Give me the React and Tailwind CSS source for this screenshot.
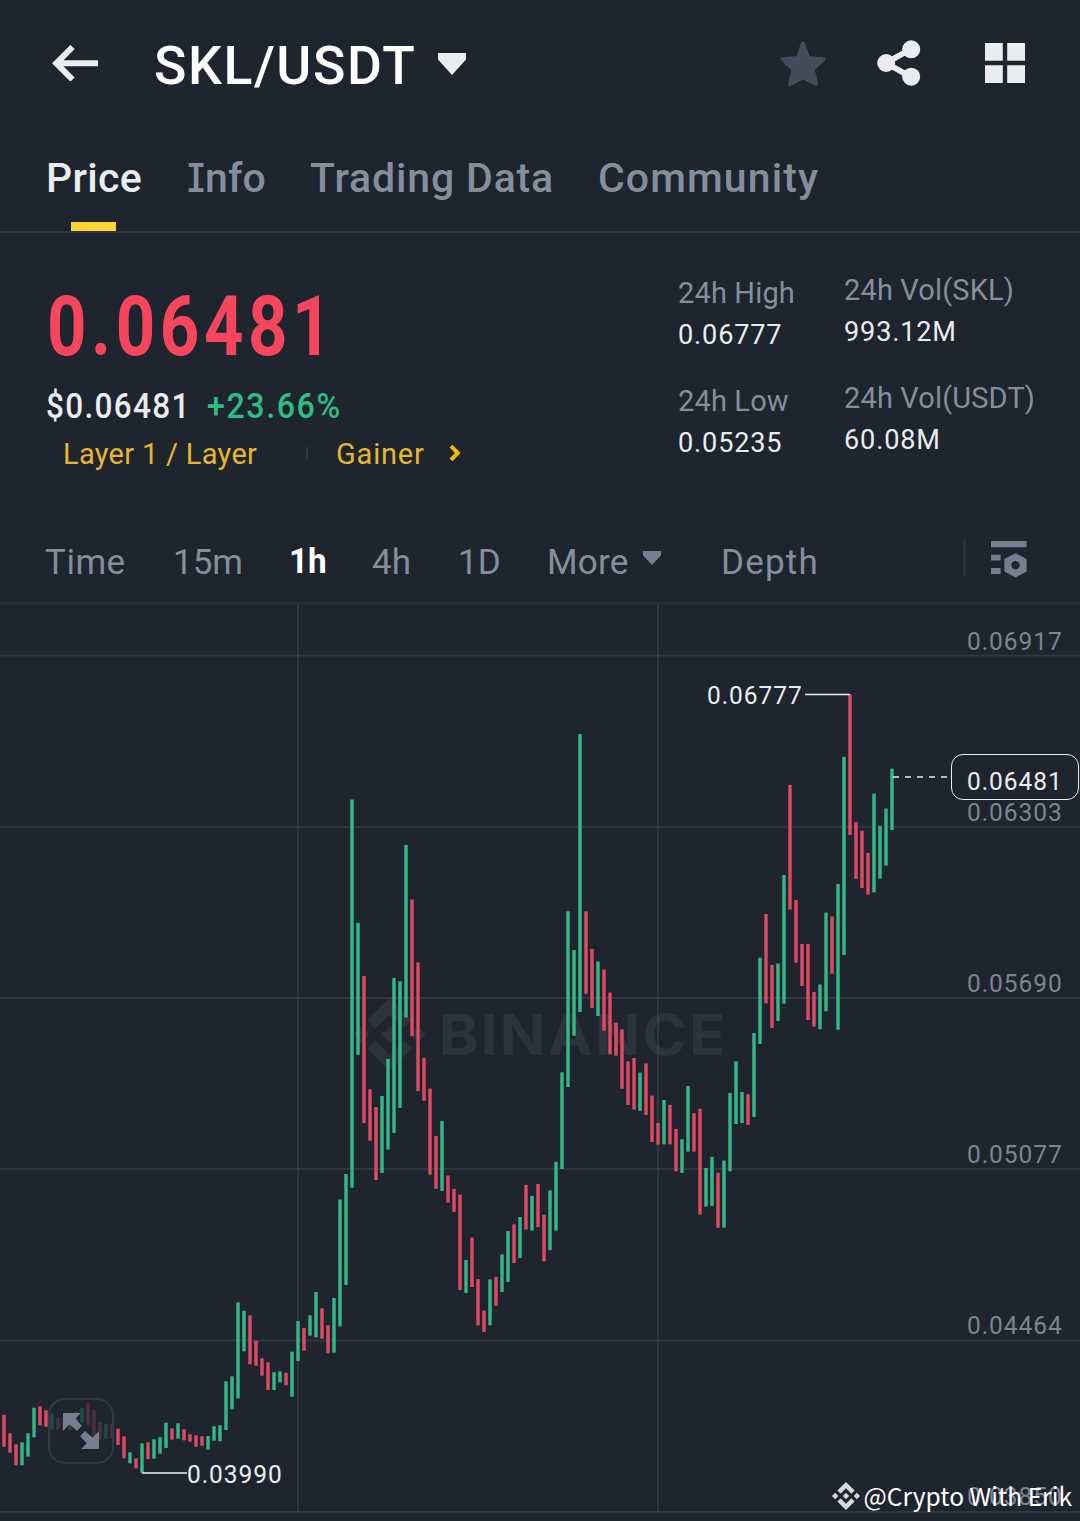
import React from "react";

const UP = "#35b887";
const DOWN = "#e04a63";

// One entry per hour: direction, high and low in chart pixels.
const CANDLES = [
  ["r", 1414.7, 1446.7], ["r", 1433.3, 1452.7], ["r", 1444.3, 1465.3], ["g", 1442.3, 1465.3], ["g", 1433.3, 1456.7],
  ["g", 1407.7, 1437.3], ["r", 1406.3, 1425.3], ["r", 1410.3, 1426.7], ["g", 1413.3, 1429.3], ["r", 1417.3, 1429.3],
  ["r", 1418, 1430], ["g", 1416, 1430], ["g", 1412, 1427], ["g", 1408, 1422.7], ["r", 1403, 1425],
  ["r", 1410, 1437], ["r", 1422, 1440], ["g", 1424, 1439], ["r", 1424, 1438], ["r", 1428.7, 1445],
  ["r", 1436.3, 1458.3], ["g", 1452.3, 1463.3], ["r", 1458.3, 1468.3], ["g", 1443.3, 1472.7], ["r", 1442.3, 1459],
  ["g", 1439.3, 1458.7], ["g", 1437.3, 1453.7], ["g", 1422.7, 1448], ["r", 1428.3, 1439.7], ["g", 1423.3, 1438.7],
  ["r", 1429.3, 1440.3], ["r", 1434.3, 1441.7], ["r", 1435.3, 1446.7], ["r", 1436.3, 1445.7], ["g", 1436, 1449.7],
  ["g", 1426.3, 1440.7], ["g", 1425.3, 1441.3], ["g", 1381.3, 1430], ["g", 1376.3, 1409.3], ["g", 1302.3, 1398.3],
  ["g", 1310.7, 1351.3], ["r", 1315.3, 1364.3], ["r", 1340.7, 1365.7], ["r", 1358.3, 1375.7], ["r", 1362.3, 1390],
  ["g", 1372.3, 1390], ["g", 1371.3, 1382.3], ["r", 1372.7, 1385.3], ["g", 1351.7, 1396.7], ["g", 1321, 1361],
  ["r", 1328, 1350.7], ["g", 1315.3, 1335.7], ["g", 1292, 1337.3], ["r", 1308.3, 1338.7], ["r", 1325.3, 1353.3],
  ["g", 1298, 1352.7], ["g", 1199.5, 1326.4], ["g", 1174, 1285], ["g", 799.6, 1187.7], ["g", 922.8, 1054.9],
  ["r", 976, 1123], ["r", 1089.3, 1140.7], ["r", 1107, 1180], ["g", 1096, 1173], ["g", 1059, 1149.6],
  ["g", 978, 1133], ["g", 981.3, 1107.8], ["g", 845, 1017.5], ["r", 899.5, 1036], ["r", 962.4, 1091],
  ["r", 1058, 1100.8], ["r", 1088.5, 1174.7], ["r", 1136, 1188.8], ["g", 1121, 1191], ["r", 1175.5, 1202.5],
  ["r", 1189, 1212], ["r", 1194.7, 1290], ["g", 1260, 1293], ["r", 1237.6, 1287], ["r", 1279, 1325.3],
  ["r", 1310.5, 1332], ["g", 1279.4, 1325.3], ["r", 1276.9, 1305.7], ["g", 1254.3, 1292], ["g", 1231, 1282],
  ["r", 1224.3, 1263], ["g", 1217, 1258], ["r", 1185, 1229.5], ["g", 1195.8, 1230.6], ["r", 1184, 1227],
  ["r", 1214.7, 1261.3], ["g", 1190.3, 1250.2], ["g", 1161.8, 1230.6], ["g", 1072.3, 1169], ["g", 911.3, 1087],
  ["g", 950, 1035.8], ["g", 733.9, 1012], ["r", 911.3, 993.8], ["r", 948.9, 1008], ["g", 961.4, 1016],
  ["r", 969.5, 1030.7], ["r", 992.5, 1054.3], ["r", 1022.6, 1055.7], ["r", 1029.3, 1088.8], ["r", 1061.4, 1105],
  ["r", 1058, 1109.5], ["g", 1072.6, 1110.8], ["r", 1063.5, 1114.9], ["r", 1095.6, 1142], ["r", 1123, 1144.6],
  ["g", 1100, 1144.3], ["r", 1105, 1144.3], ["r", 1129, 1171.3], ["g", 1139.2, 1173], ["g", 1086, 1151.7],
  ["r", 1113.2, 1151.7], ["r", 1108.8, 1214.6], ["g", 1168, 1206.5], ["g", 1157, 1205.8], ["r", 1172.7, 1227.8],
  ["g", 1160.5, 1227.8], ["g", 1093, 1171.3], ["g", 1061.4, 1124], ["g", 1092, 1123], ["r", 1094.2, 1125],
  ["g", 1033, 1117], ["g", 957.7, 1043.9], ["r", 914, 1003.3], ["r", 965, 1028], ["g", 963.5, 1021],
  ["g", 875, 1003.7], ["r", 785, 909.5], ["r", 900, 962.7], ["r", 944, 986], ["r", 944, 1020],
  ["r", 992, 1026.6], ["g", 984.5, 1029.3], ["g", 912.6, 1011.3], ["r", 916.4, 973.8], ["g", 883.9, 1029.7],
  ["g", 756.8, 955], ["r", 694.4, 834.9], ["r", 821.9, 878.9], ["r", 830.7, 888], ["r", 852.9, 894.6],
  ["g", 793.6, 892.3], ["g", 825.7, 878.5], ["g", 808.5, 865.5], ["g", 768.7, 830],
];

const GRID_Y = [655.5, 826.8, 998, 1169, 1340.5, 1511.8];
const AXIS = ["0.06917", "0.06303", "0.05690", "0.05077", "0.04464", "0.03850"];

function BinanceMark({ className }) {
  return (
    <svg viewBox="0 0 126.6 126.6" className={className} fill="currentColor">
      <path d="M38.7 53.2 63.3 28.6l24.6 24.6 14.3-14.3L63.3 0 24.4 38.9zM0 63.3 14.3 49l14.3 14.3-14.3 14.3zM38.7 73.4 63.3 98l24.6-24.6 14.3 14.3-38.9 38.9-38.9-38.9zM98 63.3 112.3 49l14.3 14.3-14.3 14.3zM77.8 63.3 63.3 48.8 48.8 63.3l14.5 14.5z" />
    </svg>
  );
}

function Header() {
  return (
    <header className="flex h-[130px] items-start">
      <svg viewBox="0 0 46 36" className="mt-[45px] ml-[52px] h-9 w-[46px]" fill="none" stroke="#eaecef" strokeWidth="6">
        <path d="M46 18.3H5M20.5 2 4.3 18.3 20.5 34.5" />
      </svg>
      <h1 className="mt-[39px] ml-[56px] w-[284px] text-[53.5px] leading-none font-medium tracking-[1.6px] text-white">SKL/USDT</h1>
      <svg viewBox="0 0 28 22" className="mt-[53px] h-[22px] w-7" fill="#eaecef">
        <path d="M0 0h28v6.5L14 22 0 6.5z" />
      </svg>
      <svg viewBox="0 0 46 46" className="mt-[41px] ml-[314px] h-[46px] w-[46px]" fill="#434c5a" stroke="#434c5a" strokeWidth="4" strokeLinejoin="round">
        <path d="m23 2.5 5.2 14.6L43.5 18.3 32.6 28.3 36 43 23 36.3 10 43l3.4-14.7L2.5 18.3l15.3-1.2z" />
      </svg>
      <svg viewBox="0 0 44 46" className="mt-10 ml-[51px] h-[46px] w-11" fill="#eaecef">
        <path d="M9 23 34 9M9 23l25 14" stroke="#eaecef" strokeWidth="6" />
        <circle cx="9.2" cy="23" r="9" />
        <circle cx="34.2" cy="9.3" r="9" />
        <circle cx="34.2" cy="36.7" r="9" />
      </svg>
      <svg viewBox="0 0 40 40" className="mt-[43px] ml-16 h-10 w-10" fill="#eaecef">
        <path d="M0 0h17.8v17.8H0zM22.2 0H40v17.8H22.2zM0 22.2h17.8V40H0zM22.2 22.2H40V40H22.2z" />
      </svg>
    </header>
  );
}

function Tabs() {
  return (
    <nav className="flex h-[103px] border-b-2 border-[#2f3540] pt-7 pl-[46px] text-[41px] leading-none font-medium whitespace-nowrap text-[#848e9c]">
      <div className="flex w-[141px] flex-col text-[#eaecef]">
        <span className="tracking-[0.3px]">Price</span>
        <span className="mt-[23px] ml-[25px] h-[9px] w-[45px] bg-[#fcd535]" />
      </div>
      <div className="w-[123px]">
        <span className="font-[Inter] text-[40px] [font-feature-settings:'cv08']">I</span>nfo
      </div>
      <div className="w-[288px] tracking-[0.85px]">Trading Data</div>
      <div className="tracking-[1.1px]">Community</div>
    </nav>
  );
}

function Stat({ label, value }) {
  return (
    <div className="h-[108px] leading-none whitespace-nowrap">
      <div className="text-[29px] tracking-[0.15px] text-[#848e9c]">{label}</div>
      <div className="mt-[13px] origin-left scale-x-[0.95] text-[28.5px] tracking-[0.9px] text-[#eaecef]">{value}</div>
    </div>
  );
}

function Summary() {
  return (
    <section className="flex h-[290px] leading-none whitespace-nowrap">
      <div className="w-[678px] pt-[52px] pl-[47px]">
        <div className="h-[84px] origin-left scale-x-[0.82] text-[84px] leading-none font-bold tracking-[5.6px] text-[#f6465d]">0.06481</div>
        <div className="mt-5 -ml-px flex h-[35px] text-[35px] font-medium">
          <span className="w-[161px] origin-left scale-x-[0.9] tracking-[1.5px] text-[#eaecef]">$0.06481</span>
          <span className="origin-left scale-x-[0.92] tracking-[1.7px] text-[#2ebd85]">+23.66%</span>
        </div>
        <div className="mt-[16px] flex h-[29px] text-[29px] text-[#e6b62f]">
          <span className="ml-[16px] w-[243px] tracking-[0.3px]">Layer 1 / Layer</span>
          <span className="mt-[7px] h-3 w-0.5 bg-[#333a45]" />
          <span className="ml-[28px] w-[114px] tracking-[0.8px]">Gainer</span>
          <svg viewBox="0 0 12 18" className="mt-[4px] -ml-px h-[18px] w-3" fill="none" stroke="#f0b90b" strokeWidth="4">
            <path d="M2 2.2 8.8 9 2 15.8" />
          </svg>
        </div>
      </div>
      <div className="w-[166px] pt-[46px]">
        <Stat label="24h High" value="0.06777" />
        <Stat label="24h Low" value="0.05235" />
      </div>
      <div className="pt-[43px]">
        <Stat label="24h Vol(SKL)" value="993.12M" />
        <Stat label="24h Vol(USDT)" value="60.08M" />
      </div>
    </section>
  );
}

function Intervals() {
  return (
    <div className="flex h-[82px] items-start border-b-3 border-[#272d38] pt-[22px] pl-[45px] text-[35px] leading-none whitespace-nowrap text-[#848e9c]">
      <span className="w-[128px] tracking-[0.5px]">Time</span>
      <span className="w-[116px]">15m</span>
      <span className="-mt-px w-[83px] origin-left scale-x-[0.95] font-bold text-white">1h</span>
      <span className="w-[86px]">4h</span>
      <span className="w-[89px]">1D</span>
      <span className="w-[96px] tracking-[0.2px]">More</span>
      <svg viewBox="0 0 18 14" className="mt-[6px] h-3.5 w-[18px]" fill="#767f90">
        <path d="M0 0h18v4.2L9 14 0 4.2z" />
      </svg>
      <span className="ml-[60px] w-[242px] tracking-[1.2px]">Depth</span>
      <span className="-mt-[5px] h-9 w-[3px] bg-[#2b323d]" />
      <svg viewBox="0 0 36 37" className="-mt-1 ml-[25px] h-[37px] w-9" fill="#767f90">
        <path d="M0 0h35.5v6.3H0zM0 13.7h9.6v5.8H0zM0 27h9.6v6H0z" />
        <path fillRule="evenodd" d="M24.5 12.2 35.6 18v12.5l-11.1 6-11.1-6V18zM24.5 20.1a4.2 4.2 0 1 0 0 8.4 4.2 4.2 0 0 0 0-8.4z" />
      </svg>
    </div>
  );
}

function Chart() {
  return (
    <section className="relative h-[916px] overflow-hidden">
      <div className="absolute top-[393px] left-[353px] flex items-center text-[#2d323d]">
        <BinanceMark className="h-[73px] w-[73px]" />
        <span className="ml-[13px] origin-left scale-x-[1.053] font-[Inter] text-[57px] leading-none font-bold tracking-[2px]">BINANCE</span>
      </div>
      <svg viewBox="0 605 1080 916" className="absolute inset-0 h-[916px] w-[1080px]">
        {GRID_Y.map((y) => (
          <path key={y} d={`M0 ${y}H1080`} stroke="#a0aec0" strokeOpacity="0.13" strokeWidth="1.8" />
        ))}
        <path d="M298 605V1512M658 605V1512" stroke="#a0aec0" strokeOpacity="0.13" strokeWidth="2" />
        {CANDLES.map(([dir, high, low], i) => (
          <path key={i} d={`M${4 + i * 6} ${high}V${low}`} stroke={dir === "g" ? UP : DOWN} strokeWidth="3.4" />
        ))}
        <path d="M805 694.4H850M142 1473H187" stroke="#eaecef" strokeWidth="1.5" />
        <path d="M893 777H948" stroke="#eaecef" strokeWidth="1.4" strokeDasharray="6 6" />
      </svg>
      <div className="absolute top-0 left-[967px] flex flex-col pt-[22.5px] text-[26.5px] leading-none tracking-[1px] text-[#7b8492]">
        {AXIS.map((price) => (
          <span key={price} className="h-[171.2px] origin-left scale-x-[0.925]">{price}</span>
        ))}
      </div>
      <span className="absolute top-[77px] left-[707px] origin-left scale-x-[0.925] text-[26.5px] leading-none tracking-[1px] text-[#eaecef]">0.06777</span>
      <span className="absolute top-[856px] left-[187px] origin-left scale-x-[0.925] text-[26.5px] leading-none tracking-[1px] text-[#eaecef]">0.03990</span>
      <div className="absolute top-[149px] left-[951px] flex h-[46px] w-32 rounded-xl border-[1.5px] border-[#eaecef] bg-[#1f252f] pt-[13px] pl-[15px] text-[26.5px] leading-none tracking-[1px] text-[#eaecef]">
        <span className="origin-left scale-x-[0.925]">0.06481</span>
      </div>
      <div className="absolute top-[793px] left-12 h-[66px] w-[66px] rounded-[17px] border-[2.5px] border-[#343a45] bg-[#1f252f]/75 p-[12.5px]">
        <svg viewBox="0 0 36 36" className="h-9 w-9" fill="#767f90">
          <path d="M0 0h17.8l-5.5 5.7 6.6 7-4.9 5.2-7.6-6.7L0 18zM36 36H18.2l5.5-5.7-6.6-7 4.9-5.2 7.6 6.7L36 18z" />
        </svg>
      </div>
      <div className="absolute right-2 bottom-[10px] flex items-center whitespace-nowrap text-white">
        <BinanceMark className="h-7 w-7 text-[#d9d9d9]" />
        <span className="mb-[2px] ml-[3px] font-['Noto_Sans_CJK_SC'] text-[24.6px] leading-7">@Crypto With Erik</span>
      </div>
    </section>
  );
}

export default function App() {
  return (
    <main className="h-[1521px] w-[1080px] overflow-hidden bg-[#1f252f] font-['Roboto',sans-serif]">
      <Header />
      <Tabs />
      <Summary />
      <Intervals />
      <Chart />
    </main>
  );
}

=======

● Instruction:
Pick out each line above that includes "React" and show it.

● Solution:
Give me the React and Tailwind CSS source for this screenshot.
import React from "react";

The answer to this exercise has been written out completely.